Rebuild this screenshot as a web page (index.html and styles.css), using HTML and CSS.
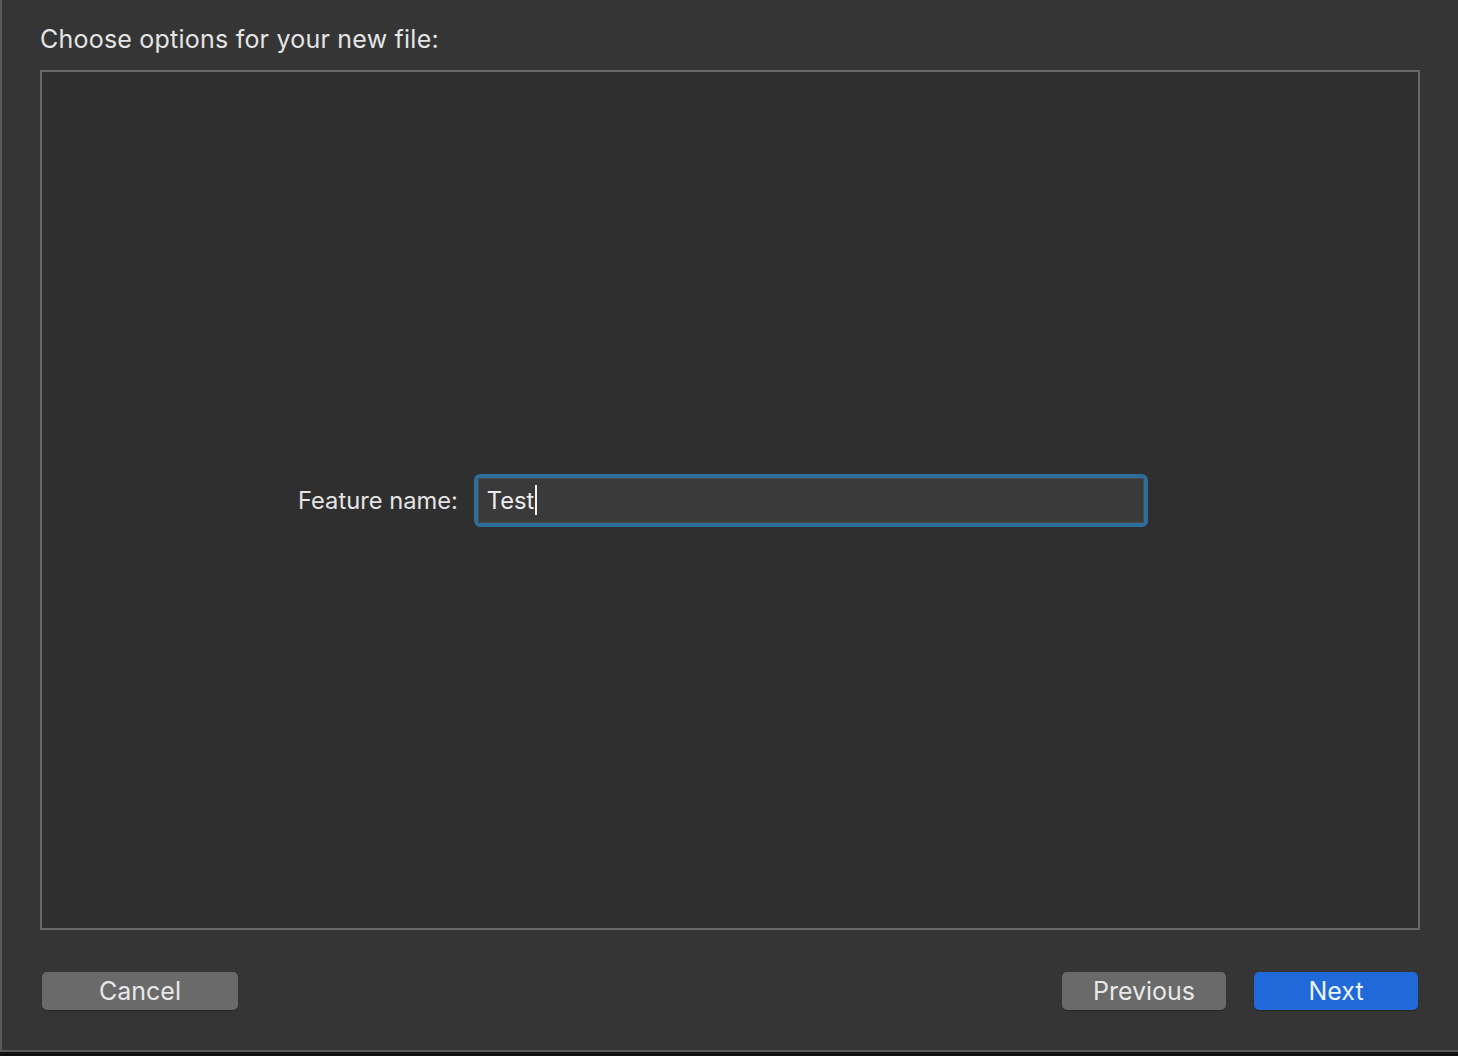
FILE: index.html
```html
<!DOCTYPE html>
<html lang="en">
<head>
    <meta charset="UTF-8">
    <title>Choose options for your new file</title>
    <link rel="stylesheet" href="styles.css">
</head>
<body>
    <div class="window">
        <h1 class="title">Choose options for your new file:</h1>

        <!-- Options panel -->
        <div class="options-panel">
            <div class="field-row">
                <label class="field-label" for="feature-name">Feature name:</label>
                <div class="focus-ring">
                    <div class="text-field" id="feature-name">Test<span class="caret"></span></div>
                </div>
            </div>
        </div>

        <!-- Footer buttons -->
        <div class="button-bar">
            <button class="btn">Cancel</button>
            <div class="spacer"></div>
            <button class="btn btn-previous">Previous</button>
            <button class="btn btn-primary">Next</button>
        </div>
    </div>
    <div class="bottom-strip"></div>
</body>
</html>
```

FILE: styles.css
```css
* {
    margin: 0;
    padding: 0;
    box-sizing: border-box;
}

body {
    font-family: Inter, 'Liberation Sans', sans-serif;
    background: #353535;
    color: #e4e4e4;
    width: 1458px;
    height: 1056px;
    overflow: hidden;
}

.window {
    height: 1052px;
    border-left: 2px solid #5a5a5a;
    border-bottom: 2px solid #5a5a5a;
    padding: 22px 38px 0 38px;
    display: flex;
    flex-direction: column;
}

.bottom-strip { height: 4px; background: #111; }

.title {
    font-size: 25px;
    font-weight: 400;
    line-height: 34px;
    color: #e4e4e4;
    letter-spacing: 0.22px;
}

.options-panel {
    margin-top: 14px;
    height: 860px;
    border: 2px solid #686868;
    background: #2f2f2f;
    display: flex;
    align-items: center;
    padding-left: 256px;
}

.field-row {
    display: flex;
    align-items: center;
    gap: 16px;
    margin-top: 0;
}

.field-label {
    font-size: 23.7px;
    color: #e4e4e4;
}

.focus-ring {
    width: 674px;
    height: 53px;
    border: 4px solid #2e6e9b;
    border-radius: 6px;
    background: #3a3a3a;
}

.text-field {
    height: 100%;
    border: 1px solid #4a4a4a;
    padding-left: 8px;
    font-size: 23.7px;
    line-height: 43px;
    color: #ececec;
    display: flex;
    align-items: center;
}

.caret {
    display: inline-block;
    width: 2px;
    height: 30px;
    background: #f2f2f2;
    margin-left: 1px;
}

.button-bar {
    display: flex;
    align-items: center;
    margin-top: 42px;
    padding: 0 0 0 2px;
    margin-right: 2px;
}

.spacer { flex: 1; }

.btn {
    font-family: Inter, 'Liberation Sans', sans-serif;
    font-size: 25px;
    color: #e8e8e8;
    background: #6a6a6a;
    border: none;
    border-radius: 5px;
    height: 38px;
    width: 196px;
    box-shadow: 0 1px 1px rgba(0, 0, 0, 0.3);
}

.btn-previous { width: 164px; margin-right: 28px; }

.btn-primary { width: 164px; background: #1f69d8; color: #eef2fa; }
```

...

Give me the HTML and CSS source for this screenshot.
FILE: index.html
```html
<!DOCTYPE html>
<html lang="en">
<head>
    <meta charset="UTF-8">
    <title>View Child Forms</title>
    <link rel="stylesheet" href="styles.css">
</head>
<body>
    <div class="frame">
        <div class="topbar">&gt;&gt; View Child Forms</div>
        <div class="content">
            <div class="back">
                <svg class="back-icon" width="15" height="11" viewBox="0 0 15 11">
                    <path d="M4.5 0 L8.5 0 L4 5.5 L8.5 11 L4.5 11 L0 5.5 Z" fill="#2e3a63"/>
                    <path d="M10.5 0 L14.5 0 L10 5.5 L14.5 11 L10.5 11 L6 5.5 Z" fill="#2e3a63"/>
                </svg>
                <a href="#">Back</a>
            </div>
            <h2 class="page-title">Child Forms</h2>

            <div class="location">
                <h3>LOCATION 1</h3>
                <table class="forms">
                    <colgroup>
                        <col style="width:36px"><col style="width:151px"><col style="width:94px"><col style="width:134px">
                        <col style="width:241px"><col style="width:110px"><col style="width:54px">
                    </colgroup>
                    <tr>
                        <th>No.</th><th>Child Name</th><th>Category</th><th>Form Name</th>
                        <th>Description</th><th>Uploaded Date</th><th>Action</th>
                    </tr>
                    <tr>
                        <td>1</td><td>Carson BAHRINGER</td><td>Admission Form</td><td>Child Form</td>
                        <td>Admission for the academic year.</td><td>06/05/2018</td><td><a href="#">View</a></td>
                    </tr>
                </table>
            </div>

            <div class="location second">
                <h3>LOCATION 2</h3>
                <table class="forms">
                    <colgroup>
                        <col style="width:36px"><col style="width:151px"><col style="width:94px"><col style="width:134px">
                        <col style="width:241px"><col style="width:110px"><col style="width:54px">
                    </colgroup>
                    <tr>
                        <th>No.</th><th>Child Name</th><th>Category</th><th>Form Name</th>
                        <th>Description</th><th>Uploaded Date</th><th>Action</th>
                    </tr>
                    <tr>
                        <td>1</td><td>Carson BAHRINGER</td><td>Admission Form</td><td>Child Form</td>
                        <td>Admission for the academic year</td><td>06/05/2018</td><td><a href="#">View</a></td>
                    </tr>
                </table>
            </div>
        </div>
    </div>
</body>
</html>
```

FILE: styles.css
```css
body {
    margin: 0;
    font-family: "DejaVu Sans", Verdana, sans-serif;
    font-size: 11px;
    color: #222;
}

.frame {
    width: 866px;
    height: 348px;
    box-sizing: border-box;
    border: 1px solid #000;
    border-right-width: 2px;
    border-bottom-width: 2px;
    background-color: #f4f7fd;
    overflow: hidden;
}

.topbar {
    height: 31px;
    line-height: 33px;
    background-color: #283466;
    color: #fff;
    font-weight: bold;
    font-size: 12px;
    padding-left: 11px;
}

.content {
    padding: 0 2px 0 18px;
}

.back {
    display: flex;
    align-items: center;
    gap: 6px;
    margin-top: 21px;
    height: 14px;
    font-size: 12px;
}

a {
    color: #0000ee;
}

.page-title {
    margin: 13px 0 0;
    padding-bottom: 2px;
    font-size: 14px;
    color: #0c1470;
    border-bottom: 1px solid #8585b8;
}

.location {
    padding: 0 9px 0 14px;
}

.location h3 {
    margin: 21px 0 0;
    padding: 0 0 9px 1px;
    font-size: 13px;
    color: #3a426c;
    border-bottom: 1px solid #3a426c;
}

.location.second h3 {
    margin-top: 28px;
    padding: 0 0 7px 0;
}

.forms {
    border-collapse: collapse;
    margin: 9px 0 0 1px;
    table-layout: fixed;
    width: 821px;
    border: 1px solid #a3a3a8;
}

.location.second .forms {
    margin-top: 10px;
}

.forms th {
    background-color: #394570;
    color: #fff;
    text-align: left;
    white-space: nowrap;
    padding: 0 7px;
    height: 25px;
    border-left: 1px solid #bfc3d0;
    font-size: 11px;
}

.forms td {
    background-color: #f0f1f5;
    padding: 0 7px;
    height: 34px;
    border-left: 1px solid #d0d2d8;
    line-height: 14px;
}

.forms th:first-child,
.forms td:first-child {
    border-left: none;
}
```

==

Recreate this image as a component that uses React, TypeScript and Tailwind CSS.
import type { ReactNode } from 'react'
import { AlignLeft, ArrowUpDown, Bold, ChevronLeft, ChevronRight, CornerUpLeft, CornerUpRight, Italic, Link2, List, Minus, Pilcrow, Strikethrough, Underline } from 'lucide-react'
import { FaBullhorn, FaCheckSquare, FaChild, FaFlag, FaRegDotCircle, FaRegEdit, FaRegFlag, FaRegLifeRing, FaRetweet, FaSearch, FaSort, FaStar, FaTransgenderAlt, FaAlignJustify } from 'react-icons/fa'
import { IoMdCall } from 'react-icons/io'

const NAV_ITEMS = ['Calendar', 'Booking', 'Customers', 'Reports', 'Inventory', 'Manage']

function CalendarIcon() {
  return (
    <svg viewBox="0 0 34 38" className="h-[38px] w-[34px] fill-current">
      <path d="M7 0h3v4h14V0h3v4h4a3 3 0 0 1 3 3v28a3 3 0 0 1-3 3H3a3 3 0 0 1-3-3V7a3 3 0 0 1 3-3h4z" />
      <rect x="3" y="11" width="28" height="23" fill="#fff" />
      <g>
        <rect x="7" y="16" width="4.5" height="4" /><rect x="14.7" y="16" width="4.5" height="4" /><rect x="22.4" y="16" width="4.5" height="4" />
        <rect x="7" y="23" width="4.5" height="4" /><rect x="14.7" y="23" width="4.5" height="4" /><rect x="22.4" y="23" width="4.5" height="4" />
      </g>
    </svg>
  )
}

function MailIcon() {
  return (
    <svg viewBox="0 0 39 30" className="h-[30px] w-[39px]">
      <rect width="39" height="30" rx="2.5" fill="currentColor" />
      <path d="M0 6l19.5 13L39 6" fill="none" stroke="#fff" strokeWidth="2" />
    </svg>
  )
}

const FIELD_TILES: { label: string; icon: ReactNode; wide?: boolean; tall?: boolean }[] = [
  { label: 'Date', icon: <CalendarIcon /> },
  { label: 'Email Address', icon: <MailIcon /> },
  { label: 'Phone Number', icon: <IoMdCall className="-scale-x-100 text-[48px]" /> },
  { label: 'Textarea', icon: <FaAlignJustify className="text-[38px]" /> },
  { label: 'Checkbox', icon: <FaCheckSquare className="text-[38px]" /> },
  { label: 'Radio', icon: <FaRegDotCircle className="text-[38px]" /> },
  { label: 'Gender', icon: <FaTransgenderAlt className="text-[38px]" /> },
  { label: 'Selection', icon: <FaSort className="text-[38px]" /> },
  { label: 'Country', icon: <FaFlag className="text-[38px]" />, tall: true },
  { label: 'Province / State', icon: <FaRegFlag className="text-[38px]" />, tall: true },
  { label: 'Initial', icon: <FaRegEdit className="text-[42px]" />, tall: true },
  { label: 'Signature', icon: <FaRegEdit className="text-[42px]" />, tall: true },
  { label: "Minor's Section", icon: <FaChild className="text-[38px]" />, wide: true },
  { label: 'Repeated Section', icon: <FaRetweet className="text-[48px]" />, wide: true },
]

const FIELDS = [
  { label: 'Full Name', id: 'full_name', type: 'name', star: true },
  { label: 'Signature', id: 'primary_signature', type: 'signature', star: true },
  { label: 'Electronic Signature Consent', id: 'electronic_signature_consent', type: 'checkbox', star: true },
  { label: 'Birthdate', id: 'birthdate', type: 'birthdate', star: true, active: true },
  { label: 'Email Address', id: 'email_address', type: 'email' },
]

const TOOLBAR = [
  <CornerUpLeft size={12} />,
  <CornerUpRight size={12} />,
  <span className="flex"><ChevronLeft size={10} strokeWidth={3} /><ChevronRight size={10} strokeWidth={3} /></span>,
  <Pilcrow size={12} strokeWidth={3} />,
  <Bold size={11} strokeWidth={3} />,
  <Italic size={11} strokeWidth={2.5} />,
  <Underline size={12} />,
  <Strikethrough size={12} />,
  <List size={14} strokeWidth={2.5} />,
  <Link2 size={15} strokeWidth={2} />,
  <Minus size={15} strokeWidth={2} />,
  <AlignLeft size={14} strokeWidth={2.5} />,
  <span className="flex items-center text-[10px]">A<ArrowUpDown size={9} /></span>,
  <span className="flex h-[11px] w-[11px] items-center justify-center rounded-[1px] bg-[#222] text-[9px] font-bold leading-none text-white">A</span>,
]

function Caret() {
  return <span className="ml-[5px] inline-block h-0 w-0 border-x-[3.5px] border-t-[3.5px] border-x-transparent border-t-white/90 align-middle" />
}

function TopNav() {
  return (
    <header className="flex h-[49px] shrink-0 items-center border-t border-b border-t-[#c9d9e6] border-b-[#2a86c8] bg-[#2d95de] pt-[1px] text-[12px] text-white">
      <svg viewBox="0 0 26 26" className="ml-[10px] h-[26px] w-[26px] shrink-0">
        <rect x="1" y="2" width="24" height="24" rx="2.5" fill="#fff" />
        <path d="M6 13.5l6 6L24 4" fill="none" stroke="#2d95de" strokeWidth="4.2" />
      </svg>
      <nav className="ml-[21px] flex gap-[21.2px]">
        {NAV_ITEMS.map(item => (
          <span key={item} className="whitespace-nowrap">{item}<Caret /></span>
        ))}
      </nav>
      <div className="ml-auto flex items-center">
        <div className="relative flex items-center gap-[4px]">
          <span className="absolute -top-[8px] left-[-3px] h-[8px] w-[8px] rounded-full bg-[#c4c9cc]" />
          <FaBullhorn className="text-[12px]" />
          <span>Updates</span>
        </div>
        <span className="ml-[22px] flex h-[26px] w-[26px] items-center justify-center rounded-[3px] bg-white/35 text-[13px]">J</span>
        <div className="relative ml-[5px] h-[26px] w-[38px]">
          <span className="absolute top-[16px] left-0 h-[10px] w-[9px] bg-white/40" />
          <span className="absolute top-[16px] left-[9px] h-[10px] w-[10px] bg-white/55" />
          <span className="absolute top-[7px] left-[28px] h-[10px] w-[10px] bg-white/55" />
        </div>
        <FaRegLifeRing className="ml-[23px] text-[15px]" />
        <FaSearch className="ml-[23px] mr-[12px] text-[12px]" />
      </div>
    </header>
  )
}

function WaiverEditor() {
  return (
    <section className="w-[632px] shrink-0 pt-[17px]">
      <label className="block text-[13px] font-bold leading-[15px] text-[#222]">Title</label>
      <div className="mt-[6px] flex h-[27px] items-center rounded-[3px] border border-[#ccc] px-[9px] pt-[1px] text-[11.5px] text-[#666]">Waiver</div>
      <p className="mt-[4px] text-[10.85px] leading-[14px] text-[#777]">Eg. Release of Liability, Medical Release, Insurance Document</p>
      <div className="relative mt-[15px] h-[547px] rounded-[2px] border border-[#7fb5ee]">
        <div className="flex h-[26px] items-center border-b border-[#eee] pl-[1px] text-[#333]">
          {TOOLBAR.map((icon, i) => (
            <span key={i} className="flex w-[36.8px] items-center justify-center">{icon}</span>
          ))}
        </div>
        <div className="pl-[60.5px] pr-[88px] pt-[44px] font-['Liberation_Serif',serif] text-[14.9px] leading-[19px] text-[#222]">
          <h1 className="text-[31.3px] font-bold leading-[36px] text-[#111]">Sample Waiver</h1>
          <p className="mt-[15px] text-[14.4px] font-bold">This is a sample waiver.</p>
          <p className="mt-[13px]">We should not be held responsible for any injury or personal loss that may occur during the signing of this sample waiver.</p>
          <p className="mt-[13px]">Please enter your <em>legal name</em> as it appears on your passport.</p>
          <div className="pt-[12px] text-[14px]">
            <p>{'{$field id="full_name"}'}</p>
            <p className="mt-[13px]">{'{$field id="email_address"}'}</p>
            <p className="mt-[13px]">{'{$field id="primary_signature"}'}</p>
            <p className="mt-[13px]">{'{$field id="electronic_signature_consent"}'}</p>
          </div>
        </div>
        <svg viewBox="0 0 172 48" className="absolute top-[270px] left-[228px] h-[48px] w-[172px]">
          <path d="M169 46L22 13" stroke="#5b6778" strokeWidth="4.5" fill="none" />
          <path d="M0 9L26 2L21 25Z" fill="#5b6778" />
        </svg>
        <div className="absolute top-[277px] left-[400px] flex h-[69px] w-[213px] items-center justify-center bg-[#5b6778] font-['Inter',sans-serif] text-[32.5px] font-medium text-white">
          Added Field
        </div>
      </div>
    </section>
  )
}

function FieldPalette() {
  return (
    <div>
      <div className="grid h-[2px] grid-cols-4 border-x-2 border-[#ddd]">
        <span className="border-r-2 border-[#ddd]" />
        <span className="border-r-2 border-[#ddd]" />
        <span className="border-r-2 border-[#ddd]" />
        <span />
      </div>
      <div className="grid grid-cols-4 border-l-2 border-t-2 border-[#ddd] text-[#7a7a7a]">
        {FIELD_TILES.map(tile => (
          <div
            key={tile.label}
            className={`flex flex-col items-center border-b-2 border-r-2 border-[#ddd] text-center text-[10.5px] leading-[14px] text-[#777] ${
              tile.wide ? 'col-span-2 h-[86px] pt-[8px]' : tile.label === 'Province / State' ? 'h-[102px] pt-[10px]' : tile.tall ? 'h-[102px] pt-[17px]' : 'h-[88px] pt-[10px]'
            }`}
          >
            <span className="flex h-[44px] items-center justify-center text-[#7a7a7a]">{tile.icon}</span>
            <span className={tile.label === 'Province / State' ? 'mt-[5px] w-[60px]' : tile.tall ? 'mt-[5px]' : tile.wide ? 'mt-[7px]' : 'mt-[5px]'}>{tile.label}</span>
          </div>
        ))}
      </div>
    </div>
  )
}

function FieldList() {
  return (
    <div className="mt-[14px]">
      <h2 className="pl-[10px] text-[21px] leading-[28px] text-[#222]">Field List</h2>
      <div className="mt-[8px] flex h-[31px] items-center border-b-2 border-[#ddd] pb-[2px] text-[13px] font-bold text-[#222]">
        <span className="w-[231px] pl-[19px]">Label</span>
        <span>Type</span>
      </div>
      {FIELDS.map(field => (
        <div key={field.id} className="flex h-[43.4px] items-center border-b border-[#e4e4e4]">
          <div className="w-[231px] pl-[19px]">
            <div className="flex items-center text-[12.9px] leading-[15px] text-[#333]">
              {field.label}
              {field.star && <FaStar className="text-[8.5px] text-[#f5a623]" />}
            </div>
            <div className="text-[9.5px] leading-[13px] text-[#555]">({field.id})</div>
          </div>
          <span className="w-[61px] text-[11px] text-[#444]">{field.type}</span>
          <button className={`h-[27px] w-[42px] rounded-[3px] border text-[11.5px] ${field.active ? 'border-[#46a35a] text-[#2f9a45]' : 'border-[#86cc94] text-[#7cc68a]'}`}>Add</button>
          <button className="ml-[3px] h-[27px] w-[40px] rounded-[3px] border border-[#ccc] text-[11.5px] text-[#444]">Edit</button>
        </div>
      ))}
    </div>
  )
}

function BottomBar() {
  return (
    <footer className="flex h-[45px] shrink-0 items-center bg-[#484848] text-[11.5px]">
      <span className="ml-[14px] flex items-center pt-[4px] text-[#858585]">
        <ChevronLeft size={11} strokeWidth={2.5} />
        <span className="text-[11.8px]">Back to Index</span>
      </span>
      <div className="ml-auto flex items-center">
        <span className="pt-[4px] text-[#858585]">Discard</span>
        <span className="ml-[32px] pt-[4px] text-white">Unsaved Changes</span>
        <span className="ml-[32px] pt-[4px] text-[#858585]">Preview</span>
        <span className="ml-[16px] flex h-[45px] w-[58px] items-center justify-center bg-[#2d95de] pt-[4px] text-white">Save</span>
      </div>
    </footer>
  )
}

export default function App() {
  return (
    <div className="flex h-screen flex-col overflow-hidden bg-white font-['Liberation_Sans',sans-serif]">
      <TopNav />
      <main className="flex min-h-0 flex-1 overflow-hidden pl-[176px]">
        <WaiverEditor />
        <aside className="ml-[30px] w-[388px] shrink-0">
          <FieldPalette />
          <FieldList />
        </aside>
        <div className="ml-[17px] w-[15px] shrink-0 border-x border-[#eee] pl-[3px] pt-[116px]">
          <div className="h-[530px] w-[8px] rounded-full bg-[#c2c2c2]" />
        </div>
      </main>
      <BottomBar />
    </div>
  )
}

**WHAT TO DO**
Among the entries above, identify all lines with "that" and copy them.

**COMPLETE RESPONSE**
Recreate this image as a component that uses React, TypeScript and Tailwind CSS.
          <p className="mt-[13px]">We should not be held responsible for any injury or personal loss that may occur during the signing of this sample waiver.</p>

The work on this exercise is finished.